The UT travel course caps a semester of in-class lecture with an abroad experience in Venice, Florence and Rome.

“I thought it would be interesting to learn about how artwork is preserved and restored for thousands of years,” said Leone. “You really don't think about chemistry when you hear the word art, but after this class I can now see that chemistry plays a big role in making artwork last for many years. With the chemistry knowledge that we have today, it helps preserve these wonderful masterpieces and shows the true artistic work of people thousands of years ago.”

The course was started in 2008 by Tom Jackman, associate professor of chemistry, who was inspired by his own trip to Venice with his wife and an exhibit in the Murano Glass Museum describing the chemistry of glass making. Nearly a decade of students have had hands-on instruction in the science of art since.
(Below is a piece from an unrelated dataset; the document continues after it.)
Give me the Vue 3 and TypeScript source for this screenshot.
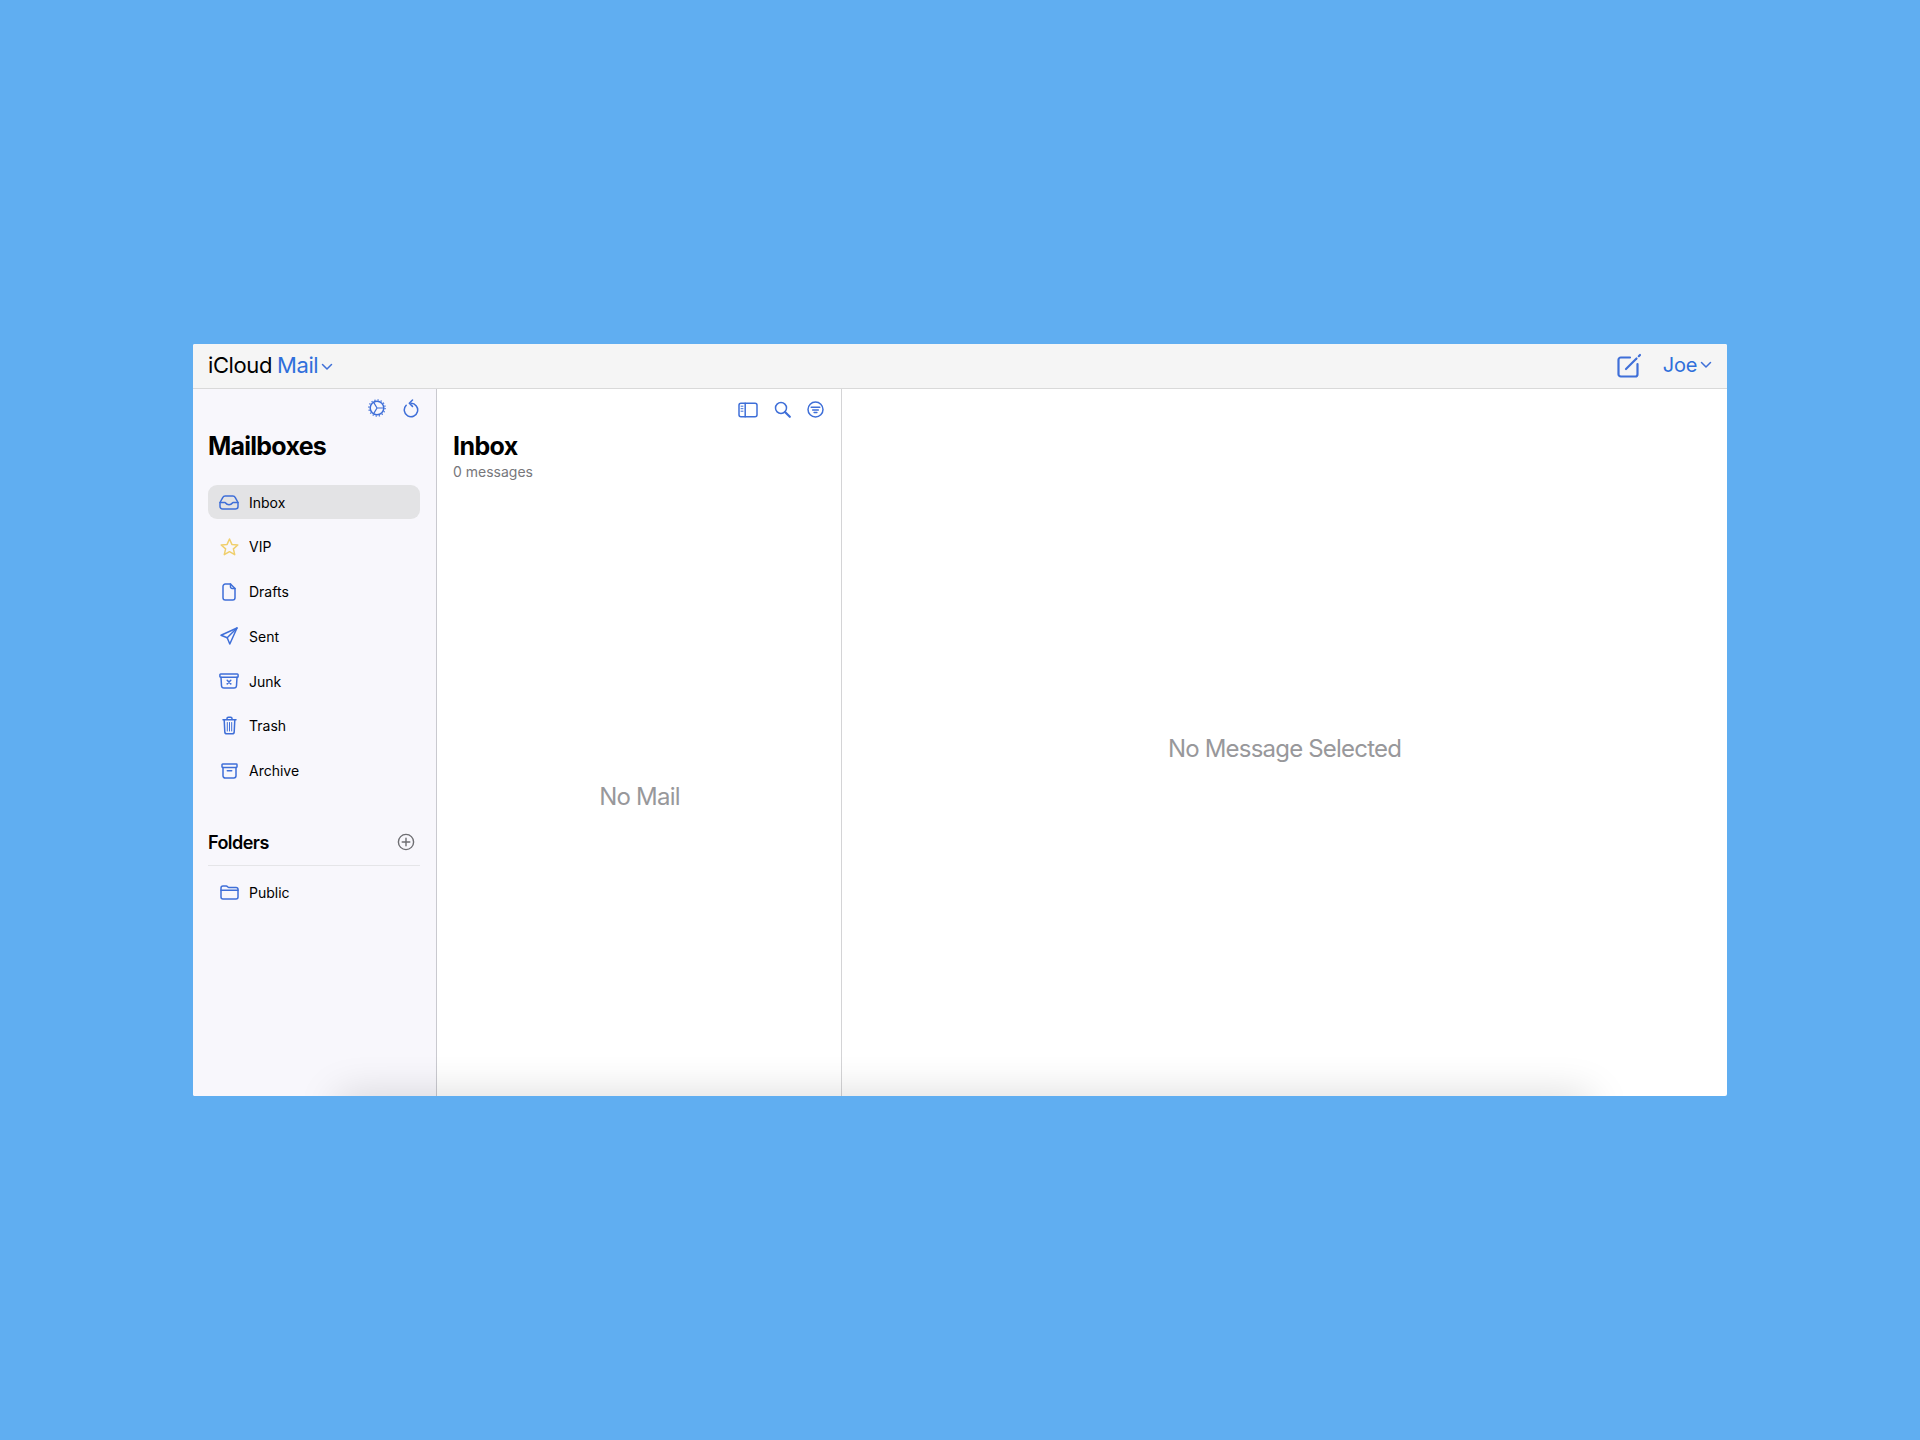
<script setup lang="ts">
interface Box { name: string; icon: string; active?: boolean }
const boxes: Box[] = [
  { name: 'Inbox', icon: 'inbox', active: true },
  { name: 'VIP', icon: 'star' },
  { name: 'Drafts', icon: 'doc' },
  { name: 'Sent', icon: 'sent' },
  { name: 'Junk', icon: 'junk' },
  { name: 'Trash', icon: 'trash' },
  { name: 'Archive', icon: 'archive' },
]
</script>

<template>
  <div class="stage">
    <div class="window">
      <header class="topbar">
        <div class="brand">
          <span>iCloud</span>
          <span class="blue">Mail</span>
          <svg class="chev" width="12" height="8" viewBox="0 0 12 8"><path d="M1.5 1.5 6 6l4.5-4.5" /></svg>
        </div>
        <div class="top-right">
          <svg class="compose" width="26" height="26" viewBox="0 0 26 26">
            <path d="M14 4.5H4.8A2.3 2.3 0 0 0 2.5 6.8v14.4a2.3 2.3 0 0 0 2.3 2.3h14.4a2.3 2.3 0 0 0 2.3-2.3V11" />
            <path d="M10 16 20.5 5.5" />
            <path d="M22.8 3.2 24 2" />
          </svg>
          <div class="user">
            <span>Joe</span>
            <svg class="chev" width="12" height="8" viewBox="0 0 12 8"><path d="M1.5 1.5 6 6l4.5-4.5" /></svg>
          </div>
        </div>
      </header>

      <div class="panes">
        <aside class="sidebar">
          <div class="tools side-tools">
            <svg class="ico gear" width="18" height="18" viewBox="0 0 18 18">
              <circle cx="9" cy="9" r="6.800" stroke-width="1.500" />
              <circle cx="9" cy="9" r="8.100" stroke-dasharray="1.300 1.900" stroke-width="1.300" stroke-linecap="butt" />
              <path stroke-width="1.200" d="M5.700 3.400 9 9l-3.300 5.600M9 9h6.500" />
            </svg>
            <svg class="ico" width="16" height="19" viewBox="0 0 16 19">
              <path d="M3.200 6.300A6.700 6.700 0 1 0 8 4.300" />
              <path d="M9.500 1 6.300 4.200l3.200 3.200" />
            </svg>
          </div>
          <h1 class="title">Mailboxes</h1>
          <ul class="list">
            <li v-for="b in boxes" :key="b.name" class="row" :class="{ active: b.active }">
              <span class="row-icon">
                <svg v-if="b.icon === 'inbox'" class="ico" width="20" height="15" viewBox="0 0 20 15">
                  <path d="M1 7.500 3.700 2.600A2.800 2.800 0 0 1 6.200 1.100h7.600a2.800 2.800 0 0 1 2.500 1.500L19 7.500v3.900a2.500 2.500 0 0 1-2.500 2.500h-13A2.500 2.500 0 0 1 1 11.400Z" />
                  <path d="M1 7.500h5c.7 0 .8 2.300 4 2.300s3.300-2.300 4-2.300h5" />
                </svg>
                <svg v-else-if="b.icon === 'star'" class="ico star" width="19" height="18" viewBox="0 0 19 18">
                  <path d="m9.500 1 2.400 5.400 5.900.6-4.400 3.900 1.300 5.800-5.200-3-5.200 3 1.300-5.800L1.200 7l5.900-.6Z" />
                </svg>
                <svg v-else-if="b.icon === 'doc'" class="ico" width="14" height="18" viewBox="0 0 14 18">
                  <path d="M8.500 1H3.300A2.300 2.300 0 0 0 1 3.300v11.400A2.300 2.300 0 0 0 3.300 17h7.400a2.300 2.300 0 0 0 2.300-2.300V5.500Z" />
                  <path d="M8.500 1v2.800a1.700 1.700 0 0 0 1.700 1.700H13" />
                </svg>
                <svg v-else-if="b.icon === 'sent'" class="ico" width="18" height="18" viewBox="0 0 18 18">
                  <path d="M17 1 1 8.200l6.200 2.600 2.600 6.200Z" />
                  <path d="M17 1 7.200 10.800" />
                </svg>
                <svg v-else-if="b.icon === 'junk'" class="ico" width="20" height="16" viewBox="0 0 20 16">
                  <path d="M1.700 1h16.600c.5 0 .8.300.8.800v1.600c0 .5-.3.800-.8.800H1.700c-.5 0-.8-.3-.8-.8V1.800c0-.5.300-.8.800-.8Z" />
                  <path d="m2 4.200.5 8.500A2.500 2.500 0 0 0 5 15h10a2.500 2.500 0 0 0 2.500-2.300l.5-8.500" />
                  <path d="m8.200 7.300 3.600 3.600m0-3.600-3.600 3.600" />
                </svg>
                <svg v-else-if="b.icon === 'trash'" class="ico" width="15" height="19" viewBox="0 0 15 19">
                  <path d="M1 3.700h13M5 3.700V2.500c0-.8.500-1.300 1.300-1.300h2.400c.8 0 1.300.5 1.300 1.300v1.200" />
                  <path d="m2.200 3.700.6 12.200a2 2 0 0 0 2 1.900h5.400a2 2 0 0 0 2-1.900l.6-12.200" />
                  <path class="thin" d="M5.300 6.500v8.500M7.500 6.500v8.500M9.700 6.500v8.500" />
                </svg>
                <svg v-else-if="b.icon === 'archive'" class="ico" width="17" height="16" viewBox="0 0 17 16">
                  <path d="M1.700 1h13.600c.4 0 .7.300.7.700v2.100c0 .4-.3.700-.7.700H1.700c-.4 0-.7-.3-.7-.7V1.700c0-.4.300-.7.700-.7Z" />
                  <path d="M2 4.500v8.300A2.200 2.200 0 0 0 4.200 15h8.600a2.200 2.200 0 0 0 2.200-2.200V4.500" />
                  <path d="M6.300 7.800h4.400" />
                </svg>
              </span>
              <span>{{ b.name }}</span>
            </li>
          </ul>
          <div class="folders-head">
            <span>Folders</span>
            <svg class="plus" width="18" height="18" viewBox="0 0 18 18">
              <circle cx="9" cy="9" r="7.600" />
              <path d="M9 5.200v7.600M5.200 9h7.600" />
            </svg>
          </div>
          <div class="row folder">
            <span class="row-icon">
              <svg class="ico" width="19" height="15" viewBox="0 0 19 15">
                <path d="M1 3A2 2 0 0 1 3 1h3.300c1.200 0 1.400 1.500 2.600 1.500H16a2 2 0 0 1 2 2V12a2 2 0 0 1-2 2H3a2 2 0 0 1-2-2Z" />
                <path d="M1 5.200h17" />
              </svg>
            </span>
            <span>Public</span>
          </div>
        </aside>

        <section class="middle">
          <div class="tools mid-tools">
            <svg class="ico" width="20" height="16" viewBox="0 0 20 16">
              <rect x="1" y="1.200" width="18" height="13.600" rx="2" />
              <path d="M7.200 1.200v13.600" />
              <path class="thin" d="M3 4.200h2M3 6.700h2M3 9.200h2" />
            </svg>
            <svg class="ico" width="17" height="17" viewBox="0 0 17 17">
              <circle cx="7" cy="7" r="5.500" />
              <path class="heavy" d="m11 11 4.800 4.800" />
            </svg>
            <svg class="ico" width="17" height="17" viewBox="0 0 17 17">
              <circle cx="8.500" cy="8.500" r="7.500" />
              <path d="M4.200 6.300h8.600M5.700 8.900h5.600M7.100 11.500h2.800" />
            </svg>
          </div>
          <h2 class="title mid-title">Inbox</h2>
          <div class="count">0 messages</div>
          <div class="empty no-mail">No Mail</div>
        </section>

        <main class="detail">
          <div class="empty">No Message Selected</div>
        </main>
      </div>
      <div class="edge-shadow" aria-hidden="true"></div>
    </div>
  </div>
</template>

<style>
html, body { margin: 0; background: #60aef1; }
</style>

<style scoped>
.stage {
  min-height: 1440px;
  display: flex;
  align-items: center;
  justify-content: center;
  background: #60aef1;
  font-family: Inter, "Liberation Sans", sans-serif;
  color: #000;
}
.window {
  position: relative;
  width: 1534px;
  height: 752px;
  background: #fff;
  border-radius: 2px;
  display: flex;
  flex-direction: column;
  overflow: hidden;
}
.topbar {
  height: 45px;
  flex: none;
  box-sizing: border-box;
  display: flex;
  align-items: center;
  justify-content: space-between;
  padding: 0 15px;
  background: #f5f5f5;
  border-bottom: 1px solid #d9d9d9;
  font-size: 22px;
  letter-spacing: -0.4px;
}
.brand, .user, .top-right { display: flex; align-items: center; }
.brand span:first-child { margin-right: 5px; }
.blue, .user { color: #2f6fdb; }
.brand { margin-top: -3px; }
.brand .chev { margin-left: 3px; margin-top: 4px; }
.user { margin-top: -2px; }
.user .chev { margin-left: 3px; }
.chev { fill: none; stroke: #3f70d8; stroke-width: 1.500; stroke-linecap: round; stroke-linejoin: round; }
.compose { fill: none; stroke: #3f6fd8; stroke-width: 2.200; stroke-linecap: round; margin-right: 21px; margin-top: -1px; }
.user { font-size: 20px; letter-spacing: -0.3px; }
.panes { flex: 1; display: flex; min-height: 0; }
.sidebar {
  width: 244px;
  flex: none;
  box-sizing: border-box;
  padding: 0 15px;
  background: #f8f7fc;
  border-right: 1px solid #c9c9cf;
}
.tools { display: flex; align-items: center; justify-content: flex-end; }
.side-tools { gap: 17px; height: 38px; margin-right: 2px; }
.ico { fill: none; stroke: #3f6fd8; stroke-width: 1.500; stroke-linecap: round; stroke-linejoin: round; display: block; }
.ico .thin { stroke-width: 1; }
.ico .heavy { stroke-width: 2.200; }
.ico.star { stroke: #f0cf6c; }
.title { margin: 0; font-size: 25px; font-weight: 700; letter-spacing: -0.75px; line-height: 30px; }
.sidebar .title { margin-top: 4px; }
.list { list-style: none; margin: 24px 0 0; padding: 0; display: flex; flex-direction: column; gap: 10.8px; width: 212px; }
.row {
  height: 34px;
  display: flex;
  align-items: center;
  gap: 9px;
  padding-left: 10px;
  border-radius: 9px;
  font-size: 14px;
}
.row.active { background: #e3e3e5; }
.row-icon { width: 22px; display: flex; justify-content: center; }
.folders-head {
  display: flex;
  align-items: center;
  justify-content: space-between;
  width: 212px;
  box-sizing: border-box;
  margin-top: 32px;
  height: 46px;
  padding: 0 5px 0 0;
  border-bottom: 1px solid #e5e5e8;
  font-size: 18px;
  font-weight: 600;
  letter-spacing: -0.55px;
}
.plus { fill: none; stroke: #6e6e72; stroke-width: 1.400; stroke-linecap: round; }
.folder { margin-top: 10px; }
.middle {
  width: 405px;
  flex: none;
  box-sizing: border-box;
  padding: 0 15px 0 16px;
  border-right: 1px solid #d4d4d6;
  display: flex;
  flex-direction: column;
}
.mid-tools { gap: 16px; height: 41px; margin-right: 2px; }
.mid-title { margin-top: 1px; line-height: 30px; letter-spacing: -0.6px; }
.count { font-size: 14px; color: #77777b; line-height: 22px; }
.empty { font-size: 24px; color: #98989b; letter-spacing: -0.8px; }
.no-mail { flex: 1; display: flex; align-items: center; justify-content: center; margin-top: 14px; }
.detail { flex: 1; display: flex; align-items: center; justify-content: center; padding-top: 12px; }
.edge-shadow {
  position: absolute;
  left: 145px;
  right: 137px;
  bottom: -30px;
  height: 30px;
  box-shadow: 0 0 40px rgba(0, 0, 0, 0.17);
  pointer-events: none;
}
</style>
“I found through questions I asked before and after each museum or historical site visited that they learned some chemistry without realizing it,” Jackman said. “The students were always able to answer my questions as we stood near the Colosseum in Rome or St. Mark’s Basilica in Venice or St. Peter’s at the Vatican.”

Leslie took over in 2011 and assistant professor Christine Theodore will take the helm in 2019 (the course won’t be offered in 2018).

“I do feel like this course gave me a better appreciation for chemistry. We were able to see chemistry used in real-life scenarios, such as through art preservation,” said political science major Marissa Milazzo ’18 of Lakewood Ranch, FL.

It’s a chemistry course intended for non-science majors though science majors can take the course and do, either to satisfy their required art aesthetic credit or for the travel component.

Kristy Hepfer ’18 is a biochemistry major who wanted a study abroad experience.

“I think that the international portion was important in order to see in person the frescos, mosaics and oil paintings that were made by artists such as Raphael and Michelangelo,” said Hepfer. “As a biochemistry major, I have taken my fair share of chemistry classes at UT, but I do believe that this course gave me a better understanding of chemistry with regards to art.”